> [EXERCISE DETAILS]: Select, from the material below, each line with "that" in it.

[Entries with page source code]

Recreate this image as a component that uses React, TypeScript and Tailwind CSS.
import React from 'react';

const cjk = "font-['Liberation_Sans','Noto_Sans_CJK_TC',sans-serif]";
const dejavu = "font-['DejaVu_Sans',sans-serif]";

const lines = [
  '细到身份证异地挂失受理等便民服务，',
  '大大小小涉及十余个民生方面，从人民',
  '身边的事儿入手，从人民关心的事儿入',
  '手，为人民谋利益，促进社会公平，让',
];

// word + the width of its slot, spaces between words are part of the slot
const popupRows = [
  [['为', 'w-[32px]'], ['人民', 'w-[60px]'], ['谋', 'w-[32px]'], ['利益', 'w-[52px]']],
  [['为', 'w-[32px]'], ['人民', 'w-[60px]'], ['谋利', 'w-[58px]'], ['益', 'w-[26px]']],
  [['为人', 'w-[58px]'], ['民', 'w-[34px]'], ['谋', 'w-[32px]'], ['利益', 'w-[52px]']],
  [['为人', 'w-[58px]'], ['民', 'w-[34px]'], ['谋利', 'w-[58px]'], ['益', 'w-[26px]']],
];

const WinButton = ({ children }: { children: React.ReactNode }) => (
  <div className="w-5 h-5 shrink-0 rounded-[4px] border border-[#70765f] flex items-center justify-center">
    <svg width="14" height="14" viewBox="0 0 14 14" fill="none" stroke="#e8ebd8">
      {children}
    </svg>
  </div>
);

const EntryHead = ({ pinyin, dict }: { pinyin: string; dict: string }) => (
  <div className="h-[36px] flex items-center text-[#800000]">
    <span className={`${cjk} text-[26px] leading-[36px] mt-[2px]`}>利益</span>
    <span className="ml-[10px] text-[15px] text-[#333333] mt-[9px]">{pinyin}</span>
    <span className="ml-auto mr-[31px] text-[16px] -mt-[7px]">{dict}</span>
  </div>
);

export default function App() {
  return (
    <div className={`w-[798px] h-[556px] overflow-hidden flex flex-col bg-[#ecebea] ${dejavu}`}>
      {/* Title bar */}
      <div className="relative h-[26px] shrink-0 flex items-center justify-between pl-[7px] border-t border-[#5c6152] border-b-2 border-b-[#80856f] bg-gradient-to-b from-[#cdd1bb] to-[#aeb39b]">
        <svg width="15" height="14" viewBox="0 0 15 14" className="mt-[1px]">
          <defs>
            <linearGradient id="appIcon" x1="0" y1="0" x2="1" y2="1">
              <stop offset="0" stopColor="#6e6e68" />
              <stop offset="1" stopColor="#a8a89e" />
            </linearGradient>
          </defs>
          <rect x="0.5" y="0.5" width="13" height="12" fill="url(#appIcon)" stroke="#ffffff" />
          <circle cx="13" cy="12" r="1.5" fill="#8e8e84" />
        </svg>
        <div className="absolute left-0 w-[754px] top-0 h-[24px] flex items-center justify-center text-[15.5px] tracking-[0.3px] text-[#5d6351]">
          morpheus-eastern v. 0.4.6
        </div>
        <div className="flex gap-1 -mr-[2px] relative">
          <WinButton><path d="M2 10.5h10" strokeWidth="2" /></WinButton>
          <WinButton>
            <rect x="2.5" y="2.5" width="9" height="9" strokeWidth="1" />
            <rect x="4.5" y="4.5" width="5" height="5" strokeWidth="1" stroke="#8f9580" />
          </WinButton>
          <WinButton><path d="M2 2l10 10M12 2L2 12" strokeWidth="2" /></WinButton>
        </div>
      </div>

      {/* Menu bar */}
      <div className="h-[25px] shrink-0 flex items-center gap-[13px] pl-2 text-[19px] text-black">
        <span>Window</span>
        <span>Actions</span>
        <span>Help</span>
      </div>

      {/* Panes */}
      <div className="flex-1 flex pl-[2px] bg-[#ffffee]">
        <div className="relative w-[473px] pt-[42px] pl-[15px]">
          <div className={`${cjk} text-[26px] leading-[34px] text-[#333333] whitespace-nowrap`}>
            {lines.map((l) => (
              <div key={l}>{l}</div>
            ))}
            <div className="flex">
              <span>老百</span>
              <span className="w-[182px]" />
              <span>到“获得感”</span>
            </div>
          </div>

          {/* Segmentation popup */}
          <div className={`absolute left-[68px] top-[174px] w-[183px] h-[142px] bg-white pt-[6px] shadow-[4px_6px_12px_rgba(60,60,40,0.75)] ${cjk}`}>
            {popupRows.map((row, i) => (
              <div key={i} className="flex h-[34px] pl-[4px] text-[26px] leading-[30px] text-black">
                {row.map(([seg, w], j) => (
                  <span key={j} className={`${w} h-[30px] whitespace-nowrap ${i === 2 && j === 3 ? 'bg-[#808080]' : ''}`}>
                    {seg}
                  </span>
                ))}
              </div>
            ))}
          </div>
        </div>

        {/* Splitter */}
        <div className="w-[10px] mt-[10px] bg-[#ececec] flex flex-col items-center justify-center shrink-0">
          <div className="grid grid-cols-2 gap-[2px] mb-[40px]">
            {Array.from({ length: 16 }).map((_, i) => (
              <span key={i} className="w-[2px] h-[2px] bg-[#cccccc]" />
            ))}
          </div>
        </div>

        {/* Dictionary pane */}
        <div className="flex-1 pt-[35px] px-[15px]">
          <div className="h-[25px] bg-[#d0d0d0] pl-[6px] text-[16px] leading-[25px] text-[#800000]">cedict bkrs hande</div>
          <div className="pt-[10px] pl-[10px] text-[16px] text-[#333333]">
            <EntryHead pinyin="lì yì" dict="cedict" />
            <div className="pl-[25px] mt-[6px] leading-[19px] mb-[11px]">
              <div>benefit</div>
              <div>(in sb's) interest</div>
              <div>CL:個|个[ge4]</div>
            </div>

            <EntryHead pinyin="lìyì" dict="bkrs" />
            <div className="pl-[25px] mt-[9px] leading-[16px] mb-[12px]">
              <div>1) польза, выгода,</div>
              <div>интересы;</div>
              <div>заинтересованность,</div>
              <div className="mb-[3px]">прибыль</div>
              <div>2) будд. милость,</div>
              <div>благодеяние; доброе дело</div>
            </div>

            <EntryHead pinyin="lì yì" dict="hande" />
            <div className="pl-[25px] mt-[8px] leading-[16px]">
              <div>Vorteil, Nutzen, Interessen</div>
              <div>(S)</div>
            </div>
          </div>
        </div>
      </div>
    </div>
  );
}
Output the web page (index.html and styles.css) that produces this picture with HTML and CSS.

> [SOLUTION TO THE EXERCISE]:
Recreate this image as a component that uses React, TypeScript and Tailwind CSS.
Output the web page (index.html and styles.css) that produces this picture with HTML and CSS.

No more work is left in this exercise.